_Exercise details:_ Copy out all lines in the data below containing the string "with".

_Data shown:_
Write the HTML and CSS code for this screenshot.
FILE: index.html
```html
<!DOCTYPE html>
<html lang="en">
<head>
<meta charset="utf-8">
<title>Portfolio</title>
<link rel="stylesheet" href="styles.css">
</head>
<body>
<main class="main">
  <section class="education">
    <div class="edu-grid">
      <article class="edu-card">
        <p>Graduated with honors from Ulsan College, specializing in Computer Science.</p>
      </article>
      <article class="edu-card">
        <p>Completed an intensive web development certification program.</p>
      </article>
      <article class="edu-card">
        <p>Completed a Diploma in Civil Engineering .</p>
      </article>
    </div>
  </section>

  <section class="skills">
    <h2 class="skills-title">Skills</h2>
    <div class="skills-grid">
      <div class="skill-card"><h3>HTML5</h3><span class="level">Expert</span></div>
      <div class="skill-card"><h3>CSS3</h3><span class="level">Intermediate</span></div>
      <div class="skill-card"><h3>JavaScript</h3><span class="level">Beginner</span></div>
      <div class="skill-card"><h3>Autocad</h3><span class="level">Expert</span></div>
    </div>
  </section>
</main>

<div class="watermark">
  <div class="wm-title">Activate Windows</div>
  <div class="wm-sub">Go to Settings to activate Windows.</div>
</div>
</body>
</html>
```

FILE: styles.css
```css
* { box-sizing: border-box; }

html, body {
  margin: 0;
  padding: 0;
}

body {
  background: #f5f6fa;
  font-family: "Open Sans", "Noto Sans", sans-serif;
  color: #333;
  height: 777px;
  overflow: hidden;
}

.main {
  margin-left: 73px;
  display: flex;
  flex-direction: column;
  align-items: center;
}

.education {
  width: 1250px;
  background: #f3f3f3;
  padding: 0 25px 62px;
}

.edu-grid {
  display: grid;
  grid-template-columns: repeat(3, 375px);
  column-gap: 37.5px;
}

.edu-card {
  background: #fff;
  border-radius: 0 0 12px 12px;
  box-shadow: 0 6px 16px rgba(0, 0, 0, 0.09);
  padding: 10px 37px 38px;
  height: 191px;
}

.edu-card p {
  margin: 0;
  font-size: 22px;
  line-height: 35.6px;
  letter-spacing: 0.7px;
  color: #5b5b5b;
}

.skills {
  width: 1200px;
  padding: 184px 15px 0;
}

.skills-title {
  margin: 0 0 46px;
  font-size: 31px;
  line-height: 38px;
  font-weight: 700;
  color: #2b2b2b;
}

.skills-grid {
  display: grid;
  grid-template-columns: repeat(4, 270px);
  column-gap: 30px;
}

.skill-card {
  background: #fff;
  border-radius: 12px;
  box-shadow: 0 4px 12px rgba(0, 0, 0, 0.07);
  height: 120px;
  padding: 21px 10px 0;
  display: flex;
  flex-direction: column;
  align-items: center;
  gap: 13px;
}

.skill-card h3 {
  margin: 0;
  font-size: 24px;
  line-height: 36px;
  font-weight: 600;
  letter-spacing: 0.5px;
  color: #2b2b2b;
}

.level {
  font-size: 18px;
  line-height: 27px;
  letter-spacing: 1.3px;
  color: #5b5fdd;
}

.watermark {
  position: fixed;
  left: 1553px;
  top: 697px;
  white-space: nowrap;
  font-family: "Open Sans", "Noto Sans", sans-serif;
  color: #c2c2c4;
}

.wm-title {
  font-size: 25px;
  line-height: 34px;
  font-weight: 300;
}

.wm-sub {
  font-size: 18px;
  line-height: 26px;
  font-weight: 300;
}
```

...

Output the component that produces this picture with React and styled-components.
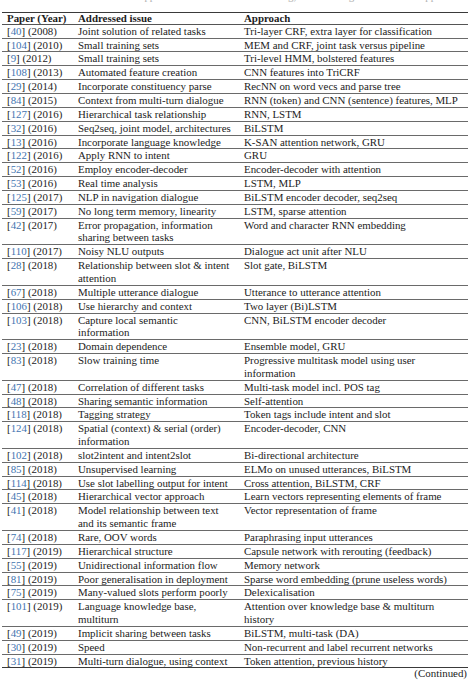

--

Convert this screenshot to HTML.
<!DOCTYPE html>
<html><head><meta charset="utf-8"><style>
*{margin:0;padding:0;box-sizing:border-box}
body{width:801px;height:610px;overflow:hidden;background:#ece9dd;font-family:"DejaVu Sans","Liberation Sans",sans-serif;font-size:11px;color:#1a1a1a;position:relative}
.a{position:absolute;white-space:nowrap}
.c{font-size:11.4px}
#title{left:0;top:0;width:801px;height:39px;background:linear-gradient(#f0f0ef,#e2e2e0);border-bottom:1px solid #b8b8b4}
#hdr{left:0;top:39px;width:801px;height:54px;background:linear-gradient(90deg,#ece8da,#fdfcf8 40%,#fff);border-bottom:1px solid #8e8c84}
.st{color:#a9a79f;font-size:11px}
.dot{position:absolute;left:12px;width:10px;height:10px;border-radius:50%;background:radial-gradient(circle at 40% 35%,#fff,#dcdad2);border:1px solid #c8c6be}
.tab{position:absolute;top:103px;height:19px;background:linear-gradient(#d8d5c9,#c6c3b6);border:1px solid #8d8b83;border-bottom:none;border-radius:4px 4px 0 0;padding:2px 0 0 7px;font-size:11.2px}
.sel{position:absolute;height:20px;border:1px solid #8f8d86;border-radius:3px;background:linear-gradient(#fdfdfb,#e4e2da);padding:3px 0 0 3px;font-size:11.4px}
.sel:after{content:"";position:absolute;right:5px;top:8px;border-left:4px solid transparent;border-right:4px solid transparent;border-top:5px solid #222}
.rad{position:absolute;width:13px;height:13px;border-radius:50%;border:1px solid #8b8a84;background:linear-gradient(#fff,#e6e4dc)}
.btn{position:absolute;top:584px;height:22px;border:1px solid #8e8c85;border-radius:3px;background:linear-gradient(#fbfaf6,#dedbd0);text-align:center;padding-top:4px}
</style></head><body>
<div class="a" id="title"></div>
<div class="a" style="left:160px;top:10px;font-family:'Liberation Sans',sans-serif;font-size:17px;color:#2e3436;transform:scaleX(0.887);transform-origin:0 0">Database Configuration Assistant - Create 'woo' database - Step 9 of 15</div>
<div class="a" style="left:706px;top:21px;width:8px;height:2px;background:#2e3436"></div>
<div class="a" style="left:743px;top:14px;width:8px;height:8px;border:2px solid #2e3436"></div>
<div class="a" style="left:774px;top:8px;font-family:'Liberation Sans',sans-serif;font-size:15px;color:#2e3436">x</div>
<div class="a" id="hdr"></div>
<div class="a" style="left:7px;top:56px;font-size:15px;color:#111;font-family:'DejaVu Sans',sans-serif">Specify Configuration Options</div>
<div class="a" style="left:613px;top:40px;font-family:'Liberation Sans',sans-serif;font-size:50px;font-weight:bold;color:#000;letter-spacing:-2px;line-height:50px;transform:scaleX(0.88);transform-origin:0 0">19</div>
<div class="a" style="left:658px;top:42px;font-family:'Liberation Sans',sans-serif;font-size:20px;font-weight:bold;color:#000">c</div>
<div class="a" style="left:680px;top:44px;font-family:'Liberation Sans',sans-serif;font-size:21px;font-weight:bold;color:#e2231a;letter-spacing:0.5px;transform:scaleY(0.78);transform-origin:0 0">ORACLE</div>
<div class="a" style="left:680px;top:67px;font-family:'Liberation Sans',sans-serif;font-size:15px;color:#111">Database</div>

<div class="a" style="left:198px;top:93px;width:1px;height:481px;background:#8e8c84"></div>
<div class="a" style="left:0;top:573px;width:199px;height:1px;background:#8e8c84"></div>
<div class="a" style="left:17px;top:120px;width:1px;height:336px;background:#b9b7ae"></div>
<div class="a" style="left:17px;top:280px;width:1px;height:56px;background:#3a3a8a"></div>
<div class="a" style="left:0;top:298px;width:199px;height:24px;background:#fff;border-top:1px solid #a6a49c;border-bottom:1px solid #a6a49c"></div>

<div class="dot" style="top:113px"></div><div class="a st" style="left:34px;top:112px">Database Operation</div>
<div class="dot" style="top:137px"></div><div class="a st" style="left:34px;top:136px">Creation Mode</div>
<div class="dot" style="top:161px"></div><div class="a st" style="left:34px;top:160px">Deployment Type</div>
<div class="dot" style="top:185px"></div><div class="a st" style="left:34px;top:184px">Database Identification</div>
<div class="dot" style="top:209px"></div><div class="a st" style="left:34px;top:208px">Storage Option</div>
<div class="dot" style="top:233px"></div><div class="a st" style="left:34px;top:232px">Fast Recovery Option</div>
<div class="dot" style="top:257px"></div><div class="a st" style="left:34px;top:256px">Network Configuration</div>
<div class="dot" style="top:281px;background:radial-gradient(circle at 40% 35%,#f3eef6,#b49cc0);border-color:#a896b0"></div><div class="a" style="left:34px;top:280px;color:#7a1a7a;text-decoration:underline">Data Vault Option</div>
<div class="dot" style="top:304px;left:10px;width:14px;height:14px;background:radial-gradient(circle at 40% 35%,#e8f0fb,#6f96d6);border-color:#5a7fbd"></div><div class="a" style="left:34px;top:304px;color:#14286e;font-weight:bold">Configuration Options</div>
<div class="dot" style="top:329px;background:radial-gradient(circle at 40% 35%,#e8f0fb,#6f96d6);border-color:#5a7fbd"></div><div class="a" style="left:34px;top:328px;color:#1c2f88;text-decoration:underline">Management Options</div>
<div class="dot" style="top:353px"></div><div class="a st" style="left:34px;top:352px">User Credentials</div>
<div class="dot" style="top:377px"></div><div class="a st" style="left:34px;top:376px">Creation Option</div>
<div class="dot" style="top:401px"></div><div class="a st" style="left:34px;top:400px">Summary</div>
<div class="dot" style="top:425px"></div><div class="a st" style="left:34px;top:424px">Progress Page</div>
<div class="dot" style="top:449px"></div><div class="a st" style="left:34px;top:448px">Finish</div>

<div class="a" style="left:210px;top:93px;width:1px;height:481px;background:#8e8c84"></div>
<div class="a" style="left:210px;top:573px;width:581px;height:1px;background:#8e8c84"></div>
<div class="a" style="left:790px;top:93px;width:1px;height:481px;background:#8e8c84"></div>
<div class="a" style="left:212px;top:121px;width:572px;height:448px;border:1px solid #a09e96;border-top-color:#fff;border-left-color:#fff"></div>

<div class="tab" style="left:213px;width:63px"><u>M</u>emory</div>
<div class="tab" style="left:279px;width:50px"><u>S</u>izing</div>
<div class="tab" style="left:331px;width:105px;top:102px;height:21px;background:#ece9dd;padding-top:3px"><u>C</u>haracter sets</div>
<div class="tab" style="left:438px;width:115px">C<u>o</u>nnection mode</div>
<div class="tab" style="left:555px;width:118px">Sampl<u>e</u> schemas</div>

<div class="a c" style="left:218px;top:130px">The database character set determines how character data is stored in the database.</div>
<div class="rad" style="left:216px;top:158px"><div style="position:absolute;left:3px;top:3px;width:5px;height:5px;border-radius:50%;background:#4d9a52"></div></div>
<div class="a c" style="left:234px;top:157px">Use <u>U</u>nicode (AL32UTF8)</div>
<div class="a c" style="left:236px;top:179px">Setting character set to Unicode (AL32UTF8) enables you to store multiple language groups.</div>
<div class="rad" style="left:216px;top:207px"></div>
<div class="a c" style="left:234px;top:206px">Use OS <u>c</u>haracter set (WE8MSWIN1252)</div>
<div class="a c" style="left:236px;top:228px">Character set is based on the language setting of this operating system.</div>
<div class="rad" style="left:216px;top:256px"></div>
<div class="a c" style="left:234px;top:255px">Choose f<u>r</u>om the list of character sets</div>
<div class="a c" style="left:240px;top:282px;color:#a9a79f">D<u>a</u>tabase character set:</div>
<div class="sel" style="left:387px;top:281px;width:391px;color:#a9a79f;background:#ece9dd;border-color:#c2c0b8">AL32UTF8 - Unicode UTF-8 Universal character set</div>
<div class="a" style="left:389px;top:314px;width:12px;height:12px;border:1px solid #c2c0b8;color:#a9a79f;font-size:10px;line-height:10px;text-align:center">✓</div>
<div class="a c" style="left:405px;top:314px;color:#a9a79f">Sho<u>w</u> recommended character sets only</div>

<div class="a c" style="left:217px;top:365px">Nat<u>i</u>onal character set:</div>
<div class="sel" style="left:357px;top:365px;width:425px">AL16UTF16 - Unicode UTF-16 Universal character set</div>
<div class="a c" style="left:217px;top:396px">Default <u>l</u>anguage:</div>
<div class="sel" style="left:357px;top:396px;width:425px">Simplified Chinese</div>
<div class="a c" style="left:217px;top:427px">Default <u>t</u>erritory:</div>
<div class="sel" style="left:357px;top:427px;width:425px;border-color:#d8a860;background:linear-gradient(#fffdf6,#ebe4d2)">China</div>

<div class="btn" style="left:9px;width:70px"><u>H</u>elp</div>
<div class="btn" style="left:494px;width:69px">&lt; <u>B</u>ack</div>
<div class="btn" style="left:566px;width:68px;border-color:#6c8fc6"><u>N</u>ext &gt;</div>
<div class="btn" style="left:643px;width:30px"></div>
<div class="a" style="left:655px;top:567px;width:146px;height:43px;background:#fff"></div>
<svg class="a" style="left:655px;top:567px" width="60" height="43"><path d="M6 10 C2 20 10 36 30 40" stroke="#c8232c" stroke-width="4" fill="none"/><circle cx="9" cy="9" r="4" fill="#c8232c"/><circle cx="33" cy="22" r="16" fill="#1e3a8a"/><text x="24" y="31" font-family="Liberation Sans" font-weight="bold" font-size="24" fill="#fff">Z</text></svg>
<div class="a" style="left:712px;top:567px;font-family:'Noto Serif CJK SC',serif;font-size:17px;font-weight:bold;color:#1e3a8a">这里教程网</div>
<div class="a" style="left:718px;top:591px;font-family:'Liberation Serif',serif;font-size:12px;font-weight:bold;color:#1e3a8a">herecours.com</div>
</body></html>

_Task result:_
        <p>Graduated with honors from Ulsan College, specializing in Computer Science.</p>
Output the component that produces this picture with React and styled-components.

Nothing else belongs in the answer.